A code to download Jaco as a playable character in the 2015 Dragon Ball Xenoverse was included as a pre-order bonus for the Japanese version of the game, and as downloadable content with a monetary fee for international versions. Jaco returns as a playable character in the sequel Dragon Ball Xenoverse 2 and is among the few characters that is playable from the start. Additionally both Jaco and Tights appear in Dragon Ball Fusions, though Tights appears as an NPC while Jaco is an unlockable playable character, though Tights outfit can be unlocked by completing a Sub-Event involving her.

Jaco appears in the 2015 theatrical anime film Dragon Ball Z: Resurrection 'F'. He becomes a recurring character in Dragon Ball Super, where Tights also makes a brief appearance. The story of Dragon Ball Minus was adapted into part of the 2018 film Dragon Ball Super: Broly.

==Reception==
In its debut week of March 31 – April 6, 2014, Oricon reported that the regular tankōbon volume of Jaco the Galactic Patrolman sold 30,802 copies while the kanzenban edition sold 47,482. The kanzenban sold an additional 31,370 in its second week. A total of 79,985 copies of the regular edition were sold by its fifth week, before the series fell off the Oricon chart.

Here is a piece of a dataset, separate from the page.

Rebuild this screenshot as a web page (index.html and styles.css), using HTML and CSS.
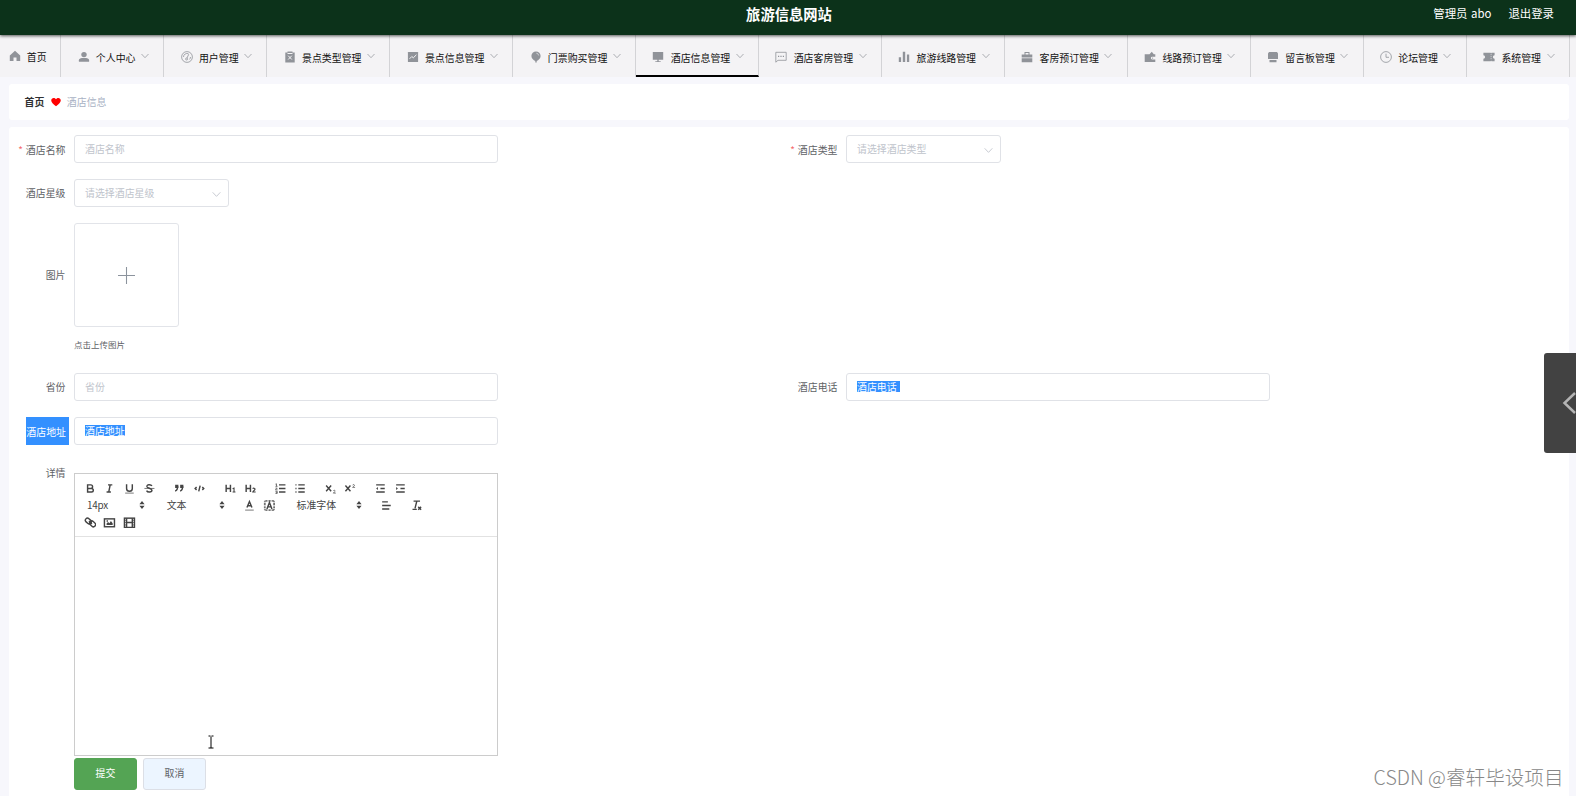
FILE: index.html
```html
<!DOCTYPE html>
<html lang="zh-CN">
  <head>
    <meta charset="UTF-8" />
    <meta name="viewport" content="width=device-width, initial-scale=1.0" />
    <title>旅游信息网站</title>
    <link rel="stylesheet" href="styles.css">
  </head>
  <body>
    <svg class="defs">
      <symbol id="arrow" viewBox="0 0 10 10">
        <path d="M1.5 3L5 6.7 8.5 3" fill="none" stroke="currentColor" stroke-width="0.8" />
      </symbol>
      <symbol id="updown" viewBox="0 0 6 10">
        <path d="M.4 4.2L3 1l2.600 3.200zM.4 5.800h5.200L3 9z" fill="currentColor" />
      </symbol>
    </svg>

    <header class="header">
      <h1 class="title">旅游信息网站</h1>
      <div class="user-info">
        <span>管理员 abo</span>
        <a class="logout">退出登录</a>
      </div>
    </header>

    <nav class="menu">
      <a class="menu-item home">
        <svg class="menu-icon" viewBox="0 0 12 12"><path d="M6 .8L11.2 5.6V11H7.5V7.6h-3V11H.8V5.6z" /></svg>
        <span>首页</span>
      </a>
      <a class="menu-item">
        <svg class="menu-icon" viewBox="0 0 12 12"><circle cx="6" cy="3.600" r="2.700" /><path d="M.9 10.800V9.300C.9 7.800 2.300 7.300 4 7h4c1.700.3 3.100.8 3.100 2.300v1.500z" /></svg>
        <span>个人中心</span>
        <svg class="menu-arrow"><use href="#arrow" /></svg>
      </a>
      <a class="menu-item">
        <svg class="menu-icon line" viewBox="0 0 12 12"><circle cx="6" cy="6" r="5.400" /><path d="M2.500 6a3.500 3.500 0 0 1 5-3.200M9.500 6a3.500 3.500 0 0 1-1 2.400M6 7L7.800 3.200" /><circle cx="5.600" cy="8" r="1" /></svg>
        <span>用户管理</span>
        <svg class="menu-arrow"><use href="#arrow" /></svg>
      </a>
      <a class="menu-item">
        <svg class="menu-icon" viewBox="0 0 12 12"><path d="M1.300 1.500H3.500V.5h5v1h2.200v10H1.300z" /><path class="cut" d="M4.200 4.700l3.600 3.800M7.800 4.700L4.200 8.500M3.500 2.500h5" /></svg>
        <span>景点类型管理</span>
        <svg class="menu-arrow"><use href="#arrow" /></svg>
      </a>
      <a class="menu-item">
        <svg class="menu-icon" viewBox="0 0 12 12"><rect x=".9" y=".9" width="10.200" height="10.200" rx=".5" /><path class="cut" d="M2.600 7.800L4.800 5.500l1.500 1.300L9.400 3.800" /></svg>
        <span>景点信息管理</span>
        <svg class="menu-arrow"><use href="#arrow" /></svg>
      </a>
      <a class="menu-item">
        <svg class="menu-icon" viewBox="0 0 12 12"><path d="M6 .4a4.600 4.600 0 0 1 4.600 4.600C10.600 7.400 8.500 9.300 6.700 9.900v1.600H5.300V9.900C3.500 9.300 1.400 7.400 1.400 5A4.600 4.600 0 0 1 6 .4z" /><path class="cut thin" d="M6.300 2.200a2.600 2.600 0 0 1 2.400 2.300" /></svg>
        <span>门票购买管理</span>
        <svg class="menu-arrow"><use href="#arrow" /></svg>
      </a>
      <a class="menu-item active">
        <svg class="menu-icon" viewBox="0 0 12 12"><path d="M.8 1.100h10.400v7.700H.8zM5.300 8.800h1.400v1.400h2v.9H3.300v-.9h2z" /></svg>
        <span>酒店信息管理</span>
        <svg class="menu-arrow"><use href="#arrow" /></svg>
      </a>
      <a class="menu-item">
        <svg class="menu-icon line" viewBox="0 0 12 12"><path d="M.8 1.300h10.400v8H3L.8 11.200z" /><path d="M3 5.300h1.200M5.400 5.300h1.200M7.800 5.300H9" stroke-width="1.200" /></svg>
        <span>酒店客房管理</span>
        <svg class="menu-arrow"><use href="#arrow" /></svg>
      </a>
      <a class="menu-item">
        <svg class="menu-icon" viewBox="0 0 12 12"><path d="M.8 6.200h2.300V11H.8zM4.800.8h2.400V11H4.800zM8.900 3.500h2.300V11H8.900z" /></svg>
        <span>旅游线路管理</span>
        <svg class="menu-arrow"><use href="#arrow" /></svg>
      </a>
      <a class="menu-item">
        <svg class="menu-icon" viewBox="0 0 12 12"><path d="M3.500 3.500V1h5v2.500h2.800v3H.7v-3zM4.500 3.500h3V2h-3zM.7 7.300h10.600v3.900H.7z" fill-rule="evenodd" /></svg>
        <span>客房预订管理</span>
        <svg class="menu-arrow"><use href="#arrow" /></svg>
      </a>
      <a class="menu-item">
        <svg class="menu-icon" viewBox="0 0 12 12"><path d="M.7 3.200h4.800L7.800.8l2 2.400h1.500v2.600H8.200a1.300 1.300 0 0 0 0 2.600h3.100v2.700H.7z" /><circle cx="8.600" cy="7.100" r=".6" /></svg>
        <span>线路预订管理</span>
        <svg class="menu-arrow"><use href="#arrow" /></svg>
      </a>
      <a class="menu-item">
        <svg class="menu-icon" viewBox="0 0 12 12"><path d="M2 .9h8l1 1.500V8H1V2.400zM2.500 8.900h7v2.300h-7z" /></svg>
        <span>留言板管理</span>
        <svg class="menu-arrow"><use href="#arrow" /></svg>
      </a>
      <a class="menu-item">
        <svg class="menu-icon line" viewBox="0 0 12 12"><circle cx="6" cy="6" r="5.400" /><path d="M6 2.700V6.300h3" /></svg>
        <span>论坛管理</span>
        <svg class="menu-arrow"><use href="#arrow" /></svg>
      </a>
      <a class="menu-item">
        <svg class="menu-icon" viewBox="0 0 12 12"><path d="M.4 1.700h7.300l.4.900.4-.9h3.100v2.600a1.700 1.700 0 0 0 0 3.400v2.600H8.500l-.4-.9-.4.900H.4V7.700a1.700 1.700 0 0 0 0-3.400z" /><path class="cut thin" d="M8.100 3v6" stroke-dasharray="1.200 .8" /></svg>
        <span>系统管理</span>
        <svg class="menu-arrow"><use href="#arrow" /></svg>
      </a>
    </nav>

    <main class="main">
      <div class="breadcrumb">
        <span class="crumb-home">首页</span>
        <svg class="heart" viewBox="0 0 10 10"><path d="M5 9.300C2.200 7.200.2 5.600.2 3.300.2.800 3.500 0 5 2.200 6.500 0 9.800.8 9.800 3.300 9.800 5.600 7.800 7.200 5 9.300z" /></svg>
        <span class="crumb-current">酒店信息</span>
      </div>

      <form class="card">
        <div class="row">
          <div class="form-item">
            <label class="required">酒店名称</label>
            <input class="input" type="text" placeholder="酒店名称" />
          </div>
          <div class="form-item">
            <label class="required">酒店类型</label>
            <div class="input select">
              <span>请选择酒店类型</span>
              <svg class="select-arrow"><use href="#arrow" /></svg>
            </div>
          </div>
        </div>

        <div class="row">
          <div class="form-item">
            <label>酒店星级</label>
            <div class="input select">
              <span>请选择酒店星级</span>
              <svg class="select-arrow"><use href="#arrow" /></svg>
            </div>
          </div>
        </div>

        <div class="row upload-row">
          <div class="form-item">
            <label>图片</label>
            <div class="upload">
              <svg viewBox="0 0 16 16"><path d="M8 0v16M0 8h16" /></svg>
            </div>
          </div>
          <div class="upload-tip">点击上传图片</div>
        </div>

        <div class="row">
          <div class="form-item">
            <label>省份</label>
            <input class="input" type="text" placeholder="省份" />
          </div>
          <div class="form-item">
            <label>酒店电话</label>
            <div class="input"><span class="selected with-tail">酒店电话</span></div>
          </div>
        </div>

        <div class="row">
          <div class="form-item">
            <label class="selected-label">酒店地址</label>
            <div class="input"><span class="selected">酒店地址</span></div>
          </div>
        </div>

        <div class="form-item editor-item">
          <label>详情</label>
          <div class="editor">
            <div class="toolbar">
              <div class="formats">
                <span class="group">
                  <svg viewBox="0 0 18 18"><path d="M5 4h4.500a2.500 2.500 0 0 1 0 5H5zM5 9h5.500a2.500 2.500 0 0 1 0 5H5z" /></svg>
                  <svg viewBox="0 0 18 18"><path d="M7 4h6M5 14h6M8 14l2-10" /></svg>
                  <svg viewBox="0 0 18 18"><path d="M5 3v6a4 4 0 0 0 8 0V3" /><path class="slim" d="M3 15.500h12" /></svg>
                  <svg viewBox="0 0 18 18"><path class="slim" d="M2 9h14" /><path d="M12.500 5.500C11 3 5 3 5.500 6.500 6 9 12.500 8.500 12.500 11.500c0 3-6 3.500-7.500.5" /></svg>
                </span>
                <span class="group">
                  <svg viewBox="0 0 18 18"><path class="solid" d="M3 4h4.500v4.500H3zM10 4h4.500v4.500H10z" /><path d="M6.500 6c0 4-1 6-3.500 6.500M13.500 6c0 4-1 6-3.500 6.500" /></svg>
                  <svg viewBox="0 0 18 18"><path d="M5 7L3 9l2 2M13 7l2 2-2 2M10 5L8 13" /></svg>
                </span>
                <span class="group">
                  <svg viewBox="0 0 18 18"><path d="M3 4v10M9 4v10M3 9h6" /><path class="mid" d="M12 9.500l2-1V14M12 14h4" /></svg>
                  <svg viewBox="0 0 18 18"><path d="M3 4v10M9 4v10M3 9h6" /><path class="mid" d="M12.300 9.500c.5-1.500 3.500-1 3 1-.3 1-2.500 2-3 3.500h4" /></svg>
                </span>
                <span class="group">
                  <svg viewBox="0 0 18 18"><path d="M7 4h9M7 9h9M7 14h9" /><path class="slim" d="M2 3l1.500-.5V6M2 6h3M2 8.500h2.500L2 11h3M2 13h2.500v3H2M2.500 14.500h2" /></svg>
                  <svg viewBox="0 0 18 18"><path d="M6 4h9M6 9h9M6 14h9M2 4h1.500M2 9h1.500M2 14h1.500" /></svg>
                </span>
                <span class="group">
                  <svg viewBox="0 0 18 18"><path d="M3 5l7 8M10 5l-7 8" /><path class="slim" d="M13 12.500c.5-1.500 3-1 2.500.5-.3.700-2 1.500-2.500 2.500h3.500" /></svg>
                  <svg viewBox="0 0 18 18"><path d="M2 5l7 8M9 5l-7 8" /><path class="slim" d="M12 4.500c.5-1.500 3-1 2.500.5-.3.700-2 1.500-2.500 2.500h3.500" /></svg>
                </span>
                <span class="group">
                  <svg viewBox="0 0 18 18"><path d="M3 14h12M3 4h12M9 9h6" /><path class="solid" d="M5.500 7v4L3 9z" /></svg>
                  <svg viewBox="0 0 18 18"><path d="M3 14h12M3 4h12M9 9h6" /><path class="solid" d="M3 7v4l2.500-2z" /></svg>
                </span>
              </div>
              <div class="formats">
                <span class="group picker"><span class="latin">14px</span><svg class="updown"><use href="#updown" /></svg></span>
                <span class="group picker"><span>文本</span><svg class="updown"><use href="#updown" /></svg></span>
                <span class="group">
                  <svg viewBox="0 0 18 18"><path class="slim" d="M3 15.500h12" /><path d="M5.500 12L9 3.500l3.500 8.500M6.800 9.500h4.400" /></svg>
                  <svg viewBox="0 0 18 18"><rect class="dots" x="2.500" y="2.500" width="13" height="13" /><path d="M5.500 14L9 5l3.500 9M6.800 11h4.400" /></svg>
                </span>
                <span class="group picker font"><span>标准字体</span><svg class="updown"><use href="#updown" /></svg></span>
                <span class="group"><svg viewBox="0 0 18 18"><path d="M3 4h8M3 9h12M3 14h10" /></svg></span>
                <span class="group"><svg viewBox="0 0 18 18"><path d="M5 3h9M9.500 3L7 13M3.500 14.500h6M11.500 11l4 4M15.500 11l-4 4" /></svg></span>
              </div>
              <div class="formats">
                <span class="group">
                  <svg viewBox="0 0 18 18"><rect x="1.500" y="4" width="9" height="6" rx="3" transform="rotate(42 6 7)" /><rect x="7.500" y="8" width="9" height="6" rx="3" transform="rotate(42 12 11)" /><path d="M7 7l4 4" /></svg>
                  <svg viewBox="0 0 18 18"><rect x="2" y="4" width="14" height="11" /><path class="solid" d="M5 12.500v-2l2-2 2 1.500 2-3 2.500 3v2.500zM5 6h2v2H5z" /></svg>
                  <svg viewBox="0 0 18 18"><rect x="2" y="3" width="14" height="13" /><path d="M5 3v13M13 3v13M5 9h8" /><path class="slim" d="M2 6h3M2 9h3M2 12.500h3M13 6h3M13 9h3M13 12.500h3" /></svg>
                </span>
              </div>
            </div>
            <div class="editor-body">
              <svg class="ibeam" viewBox="0 0 6 14"><path d="M.5 1H2.500M3.500 1H5.500M3 1.500V13M.5 13H5.500" /></svg>
            </div>
          </div>
        </div>

        <div class="buttons">
          <button class="btn submit" type="button">提交</button>
          <button class="btn cancel" type="button">取消</button>
        </div>
      </form>
    </main>

    <div class="drawer-handle">
      <svg viewBox="0 0 14 24"><path d="M13 2L2.500 12 13 22" /></svg>
    </div>
    <div class="watermark">CSDN @睿轩毕设项目</div>
  </body>
</html>
```
FILE: styles.css
```css
* {
  margin: 0;
  padding: 0;
  box-sizing: border-box;
}

body {
  height: 796px;
  overflow: hidden;
  background: #f7f7fc;
  color: #606266;
  font-family: "Noto Sans CJK SC", "Noto Sans", sans-serif;
  font-size: 9.92px;
  line-height: 1.4;
}

.defs {
  display: none;
}

/* header */
.header {
  position: relative;
  z-index: 1;
  display: grid;
  grid-template-columns: 1fr auto 1fr;
  align-items: center;
  height: 35px;
  padding: 0 22px 7px 24px;
  background: #0c321a;
  color: #fff;
  box-shadow: 0 1px 3px rgba(0, 0, 0, 0.65);
}

.title {
  grid-column: 2;
  font-size: 14.3px;
  font-weight: 700;
}

.user-info {
  display: flex;
  justify-content: flex-end;
  gap: 17px;
  font-size: 11.4px;
  word-spacing: 1px;
}

/* menu */
.menu {
  display: flex;
  height: 42px;
  background: #f4f3f5;
  color: #111;
}

.menu-item {
  display: flex;
  flex: none;
  align-items: center;
  height: 42px;
  padding: 3px 14.1px 0 16.25px;
  border-right: 1px solid #d3d3d6;
  white-space: nowrap;
}

.menu-item.home {
  width: 61.3px;
  padding: 2px 0 0 8.5px;
}

.menu-item.active {
  border-bottom: 2px solid #000;
  padding-top: 5px;
}

.menu-icon {
  flex: none;
  width: 12px;
  height: 12px;
  margin: -2px 6.3px 0 0;
  fill: #909399;
}

.menu-icon.line {
  fill: none;
  stroke: #909399;
  stroke-width: 0.8;
}

.menu-icon .cut {
  fill: none;
  stroke: #f4f3f5;
  stroke-width: 1;
}

.menu-icon .thin {
  stroke-width: 0.6;
}

.menu-arrow {
  flex: none;
  width: 10px;
  height: 10px;
  margin: -4px -0.7px 0 4.5px;
  color: #999ca2;
}

/* content */
.main {
  display: flex;
  flex-direction: column;
  gap: 7px;
  padding: 7px 7px 0 9px;
}

.breadcrumb {
  display: flex;
  align-items: center;
  height: 36px;
  padding: 0 15.5px;
  border-radius: 3px;
  background: #fff;
}

.crumb-home {
  color: #303133;
  font-weight: 700;
}

.heart {
  width: 10px;
  height: 10px;
  margin: 0 6px 0 6.5px;
  fill: #f00;
}

.crumb-current {
  color: #a9b2c4;
}

.card {
  height: 669px;
  padding: 8px 9px 0;
  border-radius: 3px 3px 0 0;
  background: #fff;
}

.row {
  display: grid;
  grid-template-columns: 772px 1fr;
  height: 44px;
}

.upload-row {
  grid-template-rows: 104px auto;
  height: 150px;
}

.form-item {
  display: flex;
  align-items: flex-start;
}

.form-item label {
  display: flex;
  flex: none;
  align-items: center;
  justify-content: flex-end;
  width: 56px;
  height: 28px;
  padding: 0 8.5px 0 0;
  white-space: nowrap;
}

.form-item .required {
  padding-top: 1px;
}

.required::before {
  content: "*";
  margin-right: 3px;
  color: #f56c6c;
}

.input {
  display: flex;
  align-items: center;
  width: 424px;
  height: 28px;
  padding: 0 10px 1px;
  border: 1px solid #e0e2e7;
  border-radius: 3px;
  background: #fff;
  font-family: inherit;
  font-size: 9.92px;
}

.input::placeholder {
  color: #c0c4cc;
}

.select {
  justify-content: space-between;
  width: 155px;
  padding-right: 6px;
  color: #c0c4cc;
}

.select-arrow {
  width: 11px;
  height: 11px;
  margin-top: 3px;
}

.selected {
  height: 11px;
  background: #3390ff;
  color: #fff;
  line-height: 11px;
}

.with-tail {
  padding-right: 3px;
}

/* label highlighted up to its padding edge */
.form-item .selected-label {
  width: 43px;
  margin: 0 5px 0 8px;
  padding: 1px 3px 0 0;
  background: #3390ff;
  color: #fff;
}

.upload-row .form-item {
  align-items: center;
}

.upload {
  display: flex;
  align-items: center;
  justify-content: center;
  width: 105px;
  height: 104px;
  border: 1px solid #e2e4e9;
  border-radius: 3px;
}

.upload svg {
  width: 17px;
  height: 17px;
  stroke: #8c939d;
}

.upload-tip {
  grid-row: 2;
  padding: 12px 0 0 56px;
  font-size: 8.5px;
}

/* rich text editor */
.editor-item {
  margin-top: 12px;
}

.editor-item label {
  height: 0;
}

.editor {
  width: 424px;
  height: 283px;
  border: 1px solid #ccc;
}

.toolbar {
  height: 63px;
  padding: 6px 5px 0;
  border-bottom: 1px solid #e2e2e2;
  color: #444;
}

.formats {
  display: flex;
  height: 16.8px;
}

.group {
  display: flex;
  flex: none;
  align-items: center;
  margin-right: 10.4px;
}

.group svg {
  width: 12.9px;
  height: 12.9px;
  margin: 0 3.5px;
  fill: none;
  stroke: #444;
  stroke-width: 2;
}

.group .slim {
  stroke-width: 1;
}

.group .mid {
  stroke-width: 1.5;
}

.group .solid {
  fill: #444;
  stroke: none;
}

.group .dots {
  stroke-width: 2.5;
  stroke-dasharray: 1 1;
}

.picker {
  justify-content: space-between;
  width: 69.3px;
  padding: 0 4px 1px 7px;
}

.picker.font {
  width: 76.3px;
}

.group .updown {
  width: 6px;
  height: 10px;
  margin: 0;
  stroke: none;
}

.latin {
  letter-spacing: -0.2px;
}

.editor-body {
  position: relative;
  height: 218px;
}

.ibeam {
  position: absolute;
  left: 133px;
  top: 198px;
  width: 6px;
  height: 14px;
  fill: none;
  stroke: #000;
}

.buttons {
  display: flex;
  gap: 6px;
  padding: 2px 0 0 56px;
}

.btn {
  width: 63px;
  height: 32px;
  padding-bottom: 3px;
  border: 1px solid #dcdfe6;
  border-radius: 3px;
  font-family: inherit;
  font-size: 9.92px;
}

.submit {
  border-color: #54a454;
  background: #54a454;
  color: #fff;
}

.cancel {
  background: #ecf5ff;
  color: #606266;
}

.drawer-handle {
  position: absolute;
  top: 353px;
  right: 0;
  display: flex;
  align-items: center;
  justify-content: flex-end;
  width: 32px;
  height: 100px;
  border-radius: 3px 0 0 3px;
  background: #424242;
}

.drawer-handle svg {
  width: 14px;
  height: 24px;
  fill: none;
  stroke: #b4b4b4;
  stroke-width: 2.5;
}

.watermark {
  position: absolute;
  right: 12.5px;
  bottom: 6px;
  color: #888;
  font-size: 19.6px;
  font-weight: 300;
  line-height: 27px;
  text-shadow: 1px 1px 0 #fff;
}
```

Rebecca Silverman of Anime News Network gave Jaco the Galactic Patrolman an overall B rating, believing that despite a slow start it gets better as it goes on. While the plot is simple, she believes it provides "interesting commentary" on idol worship in Japanese pop culture. She said that while it is a must-have for Dragon Ball fans, "when one of the masters of shounen manga puts his story in motion" there is something for everyone to enjoy. Otaku USAs Joseph Luster called Jaco a light and fun standalone manga with the "special type of humor and joy that only Toriyama can muster." He stated that the series has well-defined characters and well-timed visual gags and wordplay.